In the entries below, identify every line with the string "Output" and copy it.

··· RECORDS FOR THE TASK ···

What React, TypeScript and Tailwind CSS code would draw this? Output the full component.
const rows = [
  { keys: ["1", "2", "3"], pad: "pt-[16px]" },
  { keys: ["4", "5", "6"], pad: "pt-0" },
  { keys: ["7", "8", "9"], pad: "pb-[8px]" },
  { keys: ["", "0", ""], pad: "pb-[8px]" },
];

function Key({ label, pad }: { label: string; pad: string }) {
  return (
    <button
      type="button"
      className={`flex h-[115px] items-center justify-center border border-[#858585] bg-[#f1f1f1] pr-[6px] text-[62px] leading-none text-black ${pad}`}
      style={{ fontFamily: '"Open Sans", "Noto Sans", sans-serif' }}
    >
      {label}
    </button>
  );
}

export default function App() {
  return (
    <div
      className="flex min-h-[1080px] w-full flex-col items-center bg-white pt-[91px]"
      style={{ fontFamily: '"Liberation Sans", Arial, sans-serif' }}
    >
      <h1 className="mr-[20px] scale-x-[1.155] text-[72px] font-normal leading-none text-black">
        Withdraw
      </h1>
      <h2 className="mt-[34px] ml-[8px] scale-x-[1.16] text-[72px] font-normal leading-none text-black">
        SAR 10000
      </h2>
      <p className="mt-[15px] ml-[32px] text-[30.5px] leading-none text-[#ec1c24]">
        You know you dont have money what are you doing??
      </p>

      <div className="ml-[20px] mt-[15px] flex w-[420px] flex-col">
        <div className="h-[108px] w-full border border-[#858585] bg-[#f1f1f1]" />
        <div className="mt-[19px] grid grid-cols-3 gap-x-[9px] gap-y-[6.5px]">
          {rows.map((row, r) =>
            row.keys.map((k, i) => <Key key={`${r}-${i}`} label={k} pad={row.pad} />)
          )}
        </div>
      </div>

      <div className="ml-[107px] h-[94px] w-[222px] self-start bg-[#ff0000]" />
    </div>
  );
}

···
··· RECORDS FOR THE TASK ···

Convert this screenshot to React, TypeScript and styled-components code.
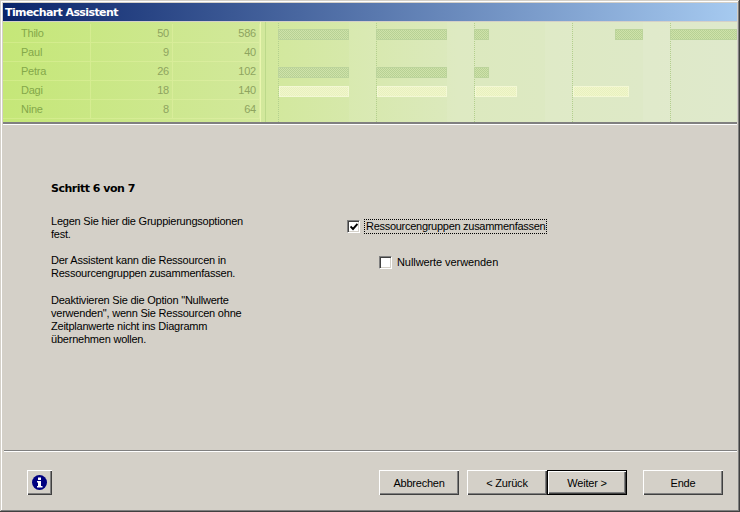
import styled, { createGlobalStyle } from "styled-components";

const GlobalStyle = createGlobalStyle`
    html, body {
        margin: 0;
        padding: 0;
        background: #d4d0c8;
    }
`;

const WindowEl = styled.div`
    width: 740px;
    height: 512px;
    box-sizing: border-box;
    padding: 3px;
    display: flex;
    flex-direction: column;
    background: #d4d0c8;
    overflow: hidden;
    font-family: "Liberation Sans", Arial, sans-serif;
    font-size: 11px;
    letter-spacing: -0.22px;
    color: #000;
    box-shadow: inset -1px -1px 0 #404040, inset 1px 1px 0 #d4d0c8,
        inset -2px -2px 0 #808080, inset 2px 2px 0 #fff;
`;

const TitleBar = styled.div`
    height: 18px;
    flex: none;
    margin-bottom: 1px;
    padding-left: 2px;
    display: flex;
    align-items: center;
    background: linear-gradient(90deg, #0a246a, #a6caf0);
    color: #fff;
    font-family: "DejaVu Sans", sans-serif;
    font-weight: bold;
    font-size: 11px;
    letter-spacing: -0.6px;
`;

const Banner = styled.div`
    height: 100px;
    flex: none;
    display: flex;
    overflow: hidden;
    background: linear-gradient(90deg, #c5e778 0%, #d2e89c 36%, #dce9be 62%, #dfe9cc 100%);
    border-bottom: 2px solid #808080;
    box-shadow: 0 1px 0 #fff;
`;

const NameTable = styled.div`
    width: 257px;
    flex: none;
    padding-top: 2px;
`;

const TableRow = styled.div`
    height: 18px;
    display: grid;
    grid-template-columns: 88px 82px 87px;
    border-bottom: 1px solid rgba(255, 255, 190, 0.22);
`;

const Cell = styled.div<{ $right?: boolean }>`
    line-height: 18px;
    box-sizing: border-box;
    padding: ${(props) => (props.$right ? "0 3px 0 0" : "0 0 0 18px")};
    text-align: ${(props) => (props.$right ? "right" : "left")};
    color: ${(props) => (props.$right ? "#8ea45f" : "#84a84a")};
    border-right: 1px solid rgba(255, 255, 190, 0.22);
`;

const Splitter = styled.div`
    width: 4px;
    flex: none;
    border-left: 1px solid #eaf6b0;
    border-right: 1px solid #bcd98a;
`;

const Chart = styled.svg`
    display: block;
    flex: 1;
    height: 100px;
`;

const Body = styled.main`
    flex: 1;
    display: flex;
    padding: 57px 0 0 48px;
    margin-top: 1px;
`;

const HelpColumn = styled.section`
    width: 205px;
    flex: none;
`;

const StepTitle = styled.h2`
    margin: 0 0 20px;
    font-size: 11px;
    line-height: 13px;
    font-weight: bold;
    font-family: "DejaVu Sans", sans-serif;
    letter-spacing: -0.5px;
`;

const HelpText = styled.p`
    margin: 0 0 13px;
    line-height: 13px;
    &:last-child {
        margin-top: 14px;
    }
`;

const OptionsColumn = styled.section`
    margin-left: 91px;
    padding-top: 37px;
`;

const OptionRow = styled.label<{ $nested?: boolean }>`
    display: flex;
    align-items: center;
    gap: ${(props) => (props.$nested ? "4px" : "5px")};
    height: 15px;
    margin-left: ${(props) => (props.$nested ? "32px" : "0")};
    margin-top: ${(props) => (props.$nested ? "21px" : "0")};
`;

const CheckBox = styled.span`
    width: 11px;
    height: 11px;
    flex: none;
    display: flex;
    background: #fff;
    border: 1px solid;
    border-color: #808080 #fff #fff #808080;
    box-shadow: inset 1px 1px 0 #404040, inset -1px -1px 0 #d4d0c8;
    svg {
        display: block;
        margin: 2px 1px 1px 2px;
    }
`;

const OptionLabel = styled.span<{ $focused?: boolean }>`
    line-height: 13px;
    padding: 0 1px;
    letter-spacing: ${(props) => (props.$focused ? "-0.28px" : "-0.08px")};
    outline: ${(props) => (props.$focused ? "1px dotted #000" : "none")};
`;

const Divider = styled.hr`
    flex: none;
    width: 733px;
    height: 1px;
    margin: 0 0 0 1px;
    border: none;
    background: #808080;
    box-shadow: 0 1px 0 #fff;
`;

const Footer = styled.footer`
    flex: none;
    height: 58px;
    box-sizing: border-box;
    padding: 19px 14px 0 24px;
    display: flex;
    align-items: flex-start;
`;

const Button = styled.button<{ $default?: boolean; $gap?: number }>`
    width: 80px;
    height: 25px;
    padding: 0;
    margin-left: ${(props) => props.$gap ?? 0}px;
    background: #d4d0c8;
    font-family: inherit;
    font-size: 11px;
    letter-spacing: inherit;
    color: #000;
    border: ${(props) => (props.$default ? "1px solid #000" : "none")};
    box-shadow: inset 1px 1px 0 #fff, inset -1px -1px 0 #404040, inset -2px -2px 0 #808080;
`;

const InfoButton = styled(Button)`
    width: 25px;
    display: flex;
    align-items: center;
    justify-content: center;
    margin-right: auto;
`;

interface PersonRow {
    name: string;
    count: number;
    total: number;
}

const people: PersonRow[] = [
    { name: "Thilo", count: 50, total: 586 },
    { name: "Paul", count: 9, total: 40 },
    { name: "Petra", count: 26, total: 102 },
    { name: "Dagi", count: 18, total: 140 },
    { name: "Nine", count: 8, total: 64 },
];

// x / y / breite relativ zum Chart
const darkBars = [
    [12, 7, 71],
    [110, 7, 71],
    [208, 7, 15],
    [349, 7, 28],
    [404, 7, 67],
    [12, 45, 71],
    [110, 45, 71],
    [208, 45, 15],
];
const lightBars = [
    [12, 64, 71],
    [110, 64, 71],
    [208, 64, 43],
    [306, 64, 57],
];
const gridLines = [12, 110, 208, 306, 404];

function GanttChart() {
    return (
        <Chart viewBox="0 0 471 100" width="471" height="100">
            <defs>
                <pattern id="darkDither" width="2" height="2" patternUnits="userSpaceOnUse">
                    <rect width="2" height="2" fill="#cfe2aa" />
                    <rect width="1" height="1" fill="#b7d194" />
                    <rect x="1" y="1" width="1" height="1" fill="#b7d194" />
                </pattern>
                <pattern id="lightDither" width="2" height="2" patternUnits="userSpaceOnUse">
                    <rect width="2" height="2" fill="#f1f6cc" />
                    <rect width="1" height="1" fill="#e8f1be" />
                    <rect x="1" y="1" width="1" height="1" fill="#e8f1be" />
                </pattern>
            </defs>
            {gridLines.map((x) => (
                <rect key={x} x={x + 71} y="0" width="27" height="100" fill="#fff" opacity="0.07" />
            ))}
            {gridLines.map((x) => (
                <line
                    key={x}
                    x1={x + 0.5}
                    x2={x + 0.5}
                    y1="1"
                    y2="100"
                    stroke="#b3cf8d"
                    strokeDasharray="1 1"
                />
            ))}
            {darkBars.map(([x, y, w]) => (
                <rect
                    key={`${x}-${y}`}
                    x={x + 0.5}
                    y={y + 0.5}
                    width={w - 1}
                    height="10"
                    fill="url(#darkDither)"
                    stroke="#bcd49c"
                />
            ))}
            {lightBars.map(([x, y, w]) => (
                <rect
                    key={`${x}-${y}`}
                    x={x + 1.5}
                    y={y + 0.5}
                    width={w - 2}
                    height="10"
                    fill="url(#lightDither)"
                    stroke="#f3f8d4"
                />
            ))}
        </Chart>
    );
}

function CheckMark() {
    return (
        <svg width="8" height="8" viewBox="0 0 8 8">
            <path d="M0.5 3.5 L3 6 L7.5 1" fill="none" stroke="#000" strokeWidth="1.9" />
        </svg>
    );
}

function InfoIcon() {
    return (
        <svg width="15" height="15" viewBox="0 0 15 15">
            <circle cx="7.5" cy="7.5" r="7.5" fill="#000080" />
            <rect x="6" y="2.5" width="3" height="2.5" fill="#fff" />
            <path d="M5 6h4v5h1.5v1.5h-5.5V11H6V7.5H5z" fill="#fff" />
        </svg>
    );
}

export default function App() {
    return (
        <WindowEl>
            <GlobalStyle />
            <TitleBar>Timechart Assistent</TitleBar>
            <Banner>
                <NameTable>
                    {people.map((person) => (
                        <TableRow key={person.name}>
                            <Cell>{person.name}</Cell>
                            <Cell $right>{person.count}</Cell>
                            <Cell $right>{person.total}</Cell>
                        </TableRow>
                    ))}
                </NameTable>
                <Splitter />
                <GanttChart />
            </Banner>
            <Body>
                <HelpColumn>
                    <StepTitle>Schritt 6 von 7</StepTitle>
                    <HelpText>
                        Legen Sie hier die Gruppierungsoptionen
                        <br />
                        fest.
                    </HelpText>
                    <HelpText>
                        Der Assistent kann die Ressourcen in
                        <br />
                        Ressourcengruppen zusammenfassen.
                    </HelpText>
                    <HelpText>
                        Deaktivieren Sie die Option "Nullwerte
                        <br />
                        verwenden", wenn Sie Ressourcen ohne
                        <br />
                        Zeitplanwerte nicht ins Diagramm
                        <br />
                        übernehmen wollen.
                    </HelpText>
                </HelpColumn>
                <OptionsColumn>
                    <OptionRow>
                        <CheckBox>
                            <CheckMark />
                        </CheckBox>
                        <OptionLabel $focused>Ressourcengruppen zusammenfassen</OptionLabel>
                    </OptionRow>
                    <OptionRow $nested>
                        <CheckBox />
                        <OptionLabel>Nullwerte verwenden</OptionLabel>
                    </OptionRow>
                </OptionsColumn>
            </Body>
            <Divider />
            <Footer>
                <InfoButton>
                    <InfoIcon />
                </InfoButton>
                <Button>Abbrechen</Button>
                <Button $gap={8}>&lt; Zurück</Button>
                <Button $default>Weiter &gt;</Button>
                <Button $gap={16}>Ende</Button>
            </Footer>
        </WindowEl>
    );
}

···
··· RECORDS FOR THE TASK ···

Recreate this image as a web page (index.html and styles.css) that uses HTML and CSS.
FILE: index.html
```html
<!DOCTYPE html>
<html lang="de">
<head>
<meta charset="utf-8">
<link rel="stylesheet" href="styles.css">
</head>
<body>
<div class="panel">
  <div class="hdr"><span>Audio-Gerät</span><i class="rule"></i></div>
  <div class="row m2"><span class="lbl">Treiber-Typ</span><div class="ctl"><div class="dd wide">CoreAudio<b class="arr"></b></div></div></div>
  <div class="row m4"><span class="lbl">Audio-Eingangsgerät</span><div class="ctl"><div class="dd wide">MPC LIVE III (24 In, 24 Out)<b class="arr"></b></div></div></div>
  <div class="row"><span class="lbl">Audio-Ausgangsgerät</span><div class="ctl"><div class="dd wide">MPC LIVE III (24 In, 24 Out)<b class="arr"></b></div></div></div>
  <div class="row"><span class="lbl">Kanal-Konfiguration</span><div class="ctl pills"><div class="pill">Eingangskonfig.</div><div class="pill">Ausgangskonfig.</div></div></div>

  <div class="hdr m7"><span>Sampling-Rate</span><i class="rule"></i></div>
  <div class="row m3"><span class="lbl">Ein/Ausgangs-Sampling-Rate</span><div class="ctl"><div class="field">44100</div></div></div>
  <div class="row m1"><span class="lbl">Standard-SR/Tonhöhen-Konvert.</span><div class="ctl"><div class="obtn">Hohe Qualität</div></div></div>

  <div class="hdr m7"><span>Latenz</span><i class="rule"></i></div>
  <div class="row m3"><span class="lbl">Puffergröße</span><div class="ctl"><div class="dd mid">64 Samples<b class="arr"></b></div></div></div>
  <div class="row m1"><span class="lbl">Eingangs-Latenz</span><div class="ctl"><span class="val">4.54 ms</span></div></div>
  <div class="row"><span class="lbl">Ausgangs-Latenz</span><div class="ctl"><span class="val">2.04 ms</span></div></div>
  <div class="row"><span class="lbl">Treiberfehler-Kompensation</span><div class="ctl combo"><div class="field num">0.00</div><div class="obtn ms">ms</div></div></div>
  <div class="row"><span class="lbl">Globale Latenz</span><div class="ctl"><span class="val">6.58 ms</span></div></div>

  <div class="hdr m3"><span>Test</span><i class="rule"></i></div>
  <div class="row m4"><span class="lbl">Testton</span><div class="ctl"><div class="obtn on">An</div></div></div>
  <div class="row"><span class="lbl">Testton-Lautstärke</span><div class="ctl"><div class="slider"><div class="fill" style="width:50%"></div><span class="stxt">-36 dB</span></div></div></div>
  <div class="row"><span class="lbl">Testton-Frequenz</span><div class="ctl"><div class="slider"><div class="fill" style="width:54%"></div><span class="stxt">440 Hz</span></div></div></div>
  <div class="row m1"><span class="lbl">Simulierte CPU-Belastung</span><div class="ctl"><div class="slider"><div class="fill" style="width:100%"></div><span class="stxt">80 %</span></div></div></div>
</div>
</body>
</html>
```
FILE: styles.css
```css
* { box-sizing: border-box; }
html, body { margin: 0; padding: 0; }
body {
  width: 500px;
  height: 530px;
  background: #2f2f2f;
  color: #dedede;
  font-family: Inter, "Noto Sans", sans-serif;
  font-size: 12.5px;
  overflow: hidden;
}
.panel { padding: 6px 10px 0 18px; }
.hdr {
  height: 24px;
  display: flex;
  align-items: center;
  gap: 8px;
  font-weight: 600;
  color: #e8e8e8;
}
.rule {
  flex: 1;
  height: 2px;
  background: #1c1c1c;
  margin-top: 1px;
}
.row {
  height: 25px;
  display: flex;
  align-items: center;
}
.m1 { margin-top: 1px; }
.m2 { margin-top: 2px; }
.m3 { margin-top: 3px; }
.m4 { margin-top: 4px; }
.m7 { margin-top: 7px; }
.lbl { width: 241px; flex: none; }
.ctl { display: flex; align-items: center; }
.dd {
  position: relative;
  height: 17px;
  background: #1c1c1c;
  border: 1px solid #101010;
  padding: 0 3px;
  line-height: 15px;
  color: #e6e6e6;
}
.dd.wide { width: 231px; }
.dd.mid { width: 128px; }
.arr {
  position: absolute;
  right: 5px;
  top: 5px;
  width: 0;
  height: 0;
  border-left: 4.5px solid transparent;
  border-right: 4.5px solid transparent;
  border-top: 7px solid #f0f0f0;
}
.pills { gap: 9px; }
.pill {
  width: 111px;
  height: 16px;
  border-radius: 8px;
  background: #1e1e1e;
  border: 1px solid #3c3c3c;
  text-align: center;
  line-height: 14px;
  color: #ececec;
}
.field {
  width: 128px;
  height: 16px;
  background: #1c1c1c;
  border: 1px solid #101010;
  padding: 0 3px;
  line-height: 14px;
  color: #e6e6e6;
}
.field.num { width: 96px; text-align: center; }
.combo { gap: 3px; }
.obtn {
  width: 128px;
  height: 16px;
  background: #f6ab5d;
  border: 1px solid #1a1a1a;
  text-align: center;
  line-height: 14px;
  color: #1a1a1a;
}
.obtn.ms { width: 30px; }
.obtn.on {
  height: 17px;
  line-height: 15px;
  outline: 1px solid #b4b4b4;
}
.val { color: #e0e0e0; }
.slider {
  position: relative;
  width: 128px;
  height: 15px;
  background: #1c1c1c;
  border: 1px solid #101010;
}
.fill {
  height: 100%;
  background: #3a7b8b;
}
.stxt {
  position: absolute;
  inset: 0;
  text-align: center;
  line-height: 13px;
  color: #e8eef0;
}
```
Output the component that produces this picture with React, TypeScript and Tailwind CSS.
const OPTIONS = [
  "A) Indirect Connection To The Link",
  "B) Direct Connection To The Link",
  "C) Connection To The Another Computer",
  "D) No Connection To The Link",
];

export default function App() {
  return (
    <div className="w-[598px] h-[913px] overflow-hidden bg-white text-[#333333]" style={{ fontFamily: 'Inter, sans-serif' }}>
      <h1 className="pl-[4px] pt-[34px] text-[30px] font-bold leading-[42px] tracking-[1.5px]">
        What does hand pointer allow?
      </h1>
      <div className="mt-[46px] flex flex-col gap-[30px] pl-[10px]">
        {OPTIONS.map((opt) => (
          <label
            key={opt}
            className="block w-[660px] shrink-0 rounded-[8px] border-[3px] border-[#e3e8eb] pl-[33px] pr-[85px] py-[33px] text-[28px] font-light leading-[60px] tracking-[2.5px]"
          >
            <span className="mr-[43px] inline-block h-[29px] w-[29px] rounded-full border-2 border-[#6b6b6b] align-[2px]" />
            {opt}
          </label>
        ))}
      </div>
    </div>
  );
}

···

# FINISHED EXERCISE
What React, TypeScript and Tailwind CSS code would draw this? Output the full component.
Output the component that produces this picture with React, TypeScript and Tailwind CSS.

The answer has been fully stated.